* **What is needed**:
Copy each line holding the string "index".

* **Records for this exercise**:
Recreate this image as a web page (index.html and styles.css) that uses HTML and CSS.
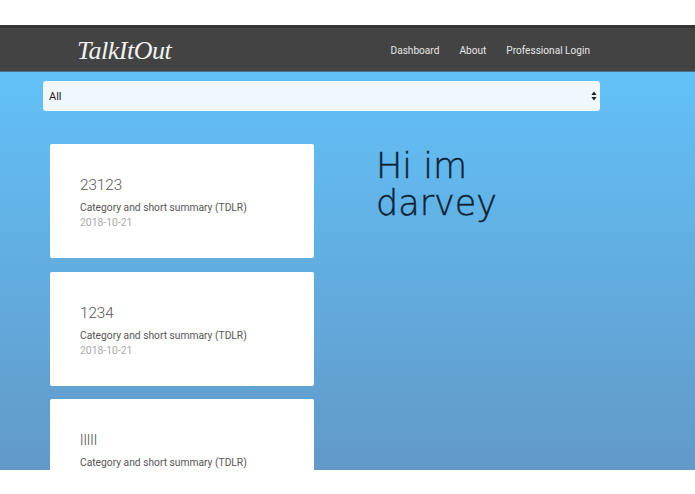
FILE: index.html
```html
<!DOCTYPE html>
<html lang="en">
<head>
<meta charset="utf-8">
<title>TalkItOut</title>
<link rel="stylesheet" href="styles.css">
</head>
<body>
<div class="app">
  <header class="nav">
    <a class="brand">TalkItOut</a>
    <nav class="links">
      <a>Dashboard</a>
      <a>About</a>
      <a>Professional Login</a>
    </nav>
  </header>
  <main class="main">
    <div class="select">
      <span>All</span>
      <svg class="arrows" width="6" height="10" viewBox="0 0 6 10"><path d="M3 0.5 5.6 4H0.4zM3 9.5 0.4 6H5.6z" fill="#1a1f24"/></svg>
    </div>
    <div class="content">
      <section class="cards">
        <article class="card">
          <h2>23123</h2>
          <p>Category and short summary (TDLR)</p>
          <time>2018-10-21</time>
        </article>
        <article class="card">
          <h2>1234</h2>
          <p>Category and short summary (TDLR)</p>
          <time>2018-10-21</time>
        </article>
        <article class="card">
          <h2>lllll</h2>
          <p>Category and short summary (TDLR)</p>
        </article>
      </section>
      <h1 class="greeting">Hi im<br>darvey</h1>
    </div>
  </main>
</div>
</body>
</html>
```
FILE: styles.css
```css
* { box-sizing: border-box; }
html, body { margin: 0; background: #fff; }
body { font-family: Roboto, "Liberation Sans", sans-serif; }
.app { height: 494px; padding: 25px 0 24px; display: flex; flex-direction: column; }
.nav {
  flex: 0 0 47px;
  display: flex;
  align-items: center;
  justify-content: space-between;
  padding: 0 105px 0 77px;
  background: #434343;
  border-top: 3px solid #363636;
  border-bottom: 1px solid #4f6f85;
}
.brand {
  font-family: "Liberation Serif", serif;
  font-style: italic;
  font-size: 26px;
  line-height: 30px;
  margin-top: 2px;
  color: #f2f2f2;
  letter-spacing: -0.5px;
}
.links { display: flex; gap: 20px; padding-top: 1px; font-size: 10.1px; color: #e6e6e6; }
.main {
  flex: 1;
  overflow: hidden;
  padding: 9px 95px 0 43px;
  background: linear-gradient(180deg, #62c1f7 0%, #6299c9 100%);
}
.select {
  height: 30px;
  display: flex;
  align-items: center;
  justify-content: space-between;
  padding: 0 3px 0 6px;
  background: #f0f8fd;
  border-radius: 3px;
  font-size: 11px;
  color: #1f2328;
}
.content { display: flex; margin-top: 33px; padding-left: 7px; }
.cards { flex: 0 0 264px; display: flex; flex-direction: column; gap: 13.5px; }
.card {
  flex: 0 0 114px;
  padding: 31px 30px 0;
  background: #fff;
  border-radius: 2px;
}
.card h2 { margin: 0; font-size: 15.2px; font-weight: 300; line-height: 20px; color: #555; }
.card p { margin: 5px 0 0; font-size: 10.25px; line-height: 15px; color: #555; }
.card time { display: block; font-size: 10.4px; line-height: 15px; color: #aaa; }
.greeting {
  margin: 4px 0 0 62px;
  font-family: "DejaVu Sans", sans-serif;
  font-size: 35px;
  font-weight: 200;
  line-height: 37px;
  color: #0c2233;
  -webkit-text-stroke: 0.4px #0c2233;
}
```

--

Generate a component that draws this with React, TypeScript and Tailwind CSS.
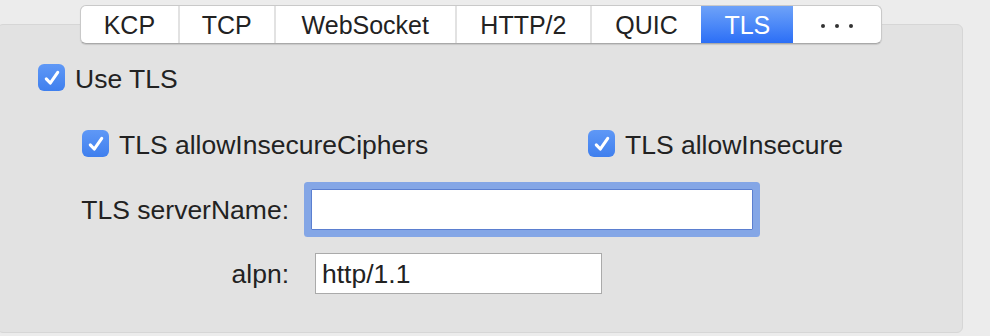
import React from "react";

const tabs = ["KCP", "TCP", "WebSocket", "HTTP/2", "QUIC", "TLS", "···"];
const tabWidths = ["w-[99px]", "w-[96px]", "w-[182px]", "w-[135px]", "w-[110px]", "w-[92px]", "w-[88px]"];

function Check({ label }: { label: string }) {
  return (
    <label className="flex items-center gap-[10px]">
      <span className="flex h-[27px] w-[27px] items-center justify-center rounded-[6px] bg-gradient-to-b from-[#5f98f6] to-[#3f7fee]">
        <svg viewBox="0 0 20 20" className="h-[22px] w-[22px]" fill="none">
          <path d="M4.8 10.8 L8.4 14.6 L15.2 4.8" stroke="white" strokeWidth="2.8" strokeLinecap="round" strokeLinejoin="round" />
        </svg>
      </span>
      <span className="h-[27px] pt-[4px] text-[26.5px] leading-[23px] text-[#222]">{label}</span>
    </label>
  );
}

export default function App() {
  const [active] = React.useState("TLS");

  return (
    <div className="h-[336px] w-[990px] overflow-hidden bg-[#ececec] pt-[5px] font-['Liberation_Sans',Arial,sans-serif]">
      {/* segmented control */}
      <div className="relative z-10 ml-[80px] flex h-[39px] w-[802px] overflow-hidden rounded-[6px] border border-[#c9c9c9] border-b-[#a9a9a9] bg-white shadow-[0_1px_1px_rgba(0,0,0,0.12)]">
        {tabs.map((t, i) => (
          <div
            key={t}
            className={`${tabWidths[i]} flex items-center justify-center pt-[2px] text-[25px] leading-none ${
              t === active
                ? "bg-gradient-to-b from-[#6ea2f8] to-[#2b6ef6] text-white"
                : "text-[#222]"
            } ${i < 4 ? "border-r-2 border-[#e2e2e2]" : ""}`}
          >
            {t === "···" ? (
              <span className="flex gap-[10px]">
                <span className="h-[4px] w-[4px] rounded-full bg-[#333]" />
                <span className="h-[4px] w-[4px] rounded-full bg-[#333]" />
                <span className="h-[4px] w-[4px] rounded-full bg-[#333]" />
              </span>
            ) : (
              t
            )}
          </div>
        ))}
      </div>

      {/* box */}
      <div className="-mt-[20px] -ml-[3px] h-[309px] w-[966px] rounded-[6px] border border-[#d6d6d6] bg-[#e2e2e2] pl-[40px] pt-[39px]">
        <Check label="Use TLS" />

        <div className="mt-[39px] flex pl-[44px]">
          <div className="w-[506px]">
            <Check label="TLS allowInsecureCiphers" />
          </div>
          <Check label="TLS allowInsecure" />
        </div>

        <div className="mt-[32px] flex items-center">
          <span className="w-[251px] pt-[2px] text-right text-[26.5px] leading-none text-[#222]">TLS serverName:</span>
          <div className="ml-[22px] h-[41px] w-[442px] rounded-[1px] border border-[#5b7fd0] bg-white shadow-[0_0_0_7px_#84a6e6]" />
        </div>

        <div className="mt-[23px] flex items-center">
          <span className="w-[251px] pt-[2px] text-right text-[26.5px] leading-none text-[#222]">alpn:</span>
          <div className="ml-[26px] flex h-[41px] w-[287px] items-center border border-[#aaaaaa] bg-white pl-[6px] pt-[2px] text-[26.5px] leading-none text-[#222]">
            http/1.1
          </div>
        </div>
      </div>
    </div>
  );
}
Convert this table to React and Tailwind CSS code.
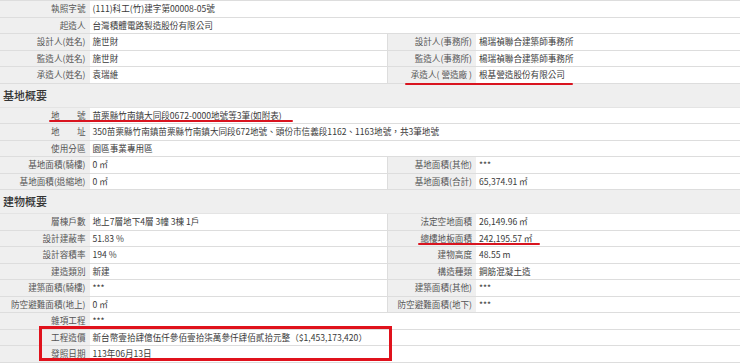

* **Written response**:
Recreate this image as a web page (index.html and styles.css) that uses HTML and CSS.
FILE: index.html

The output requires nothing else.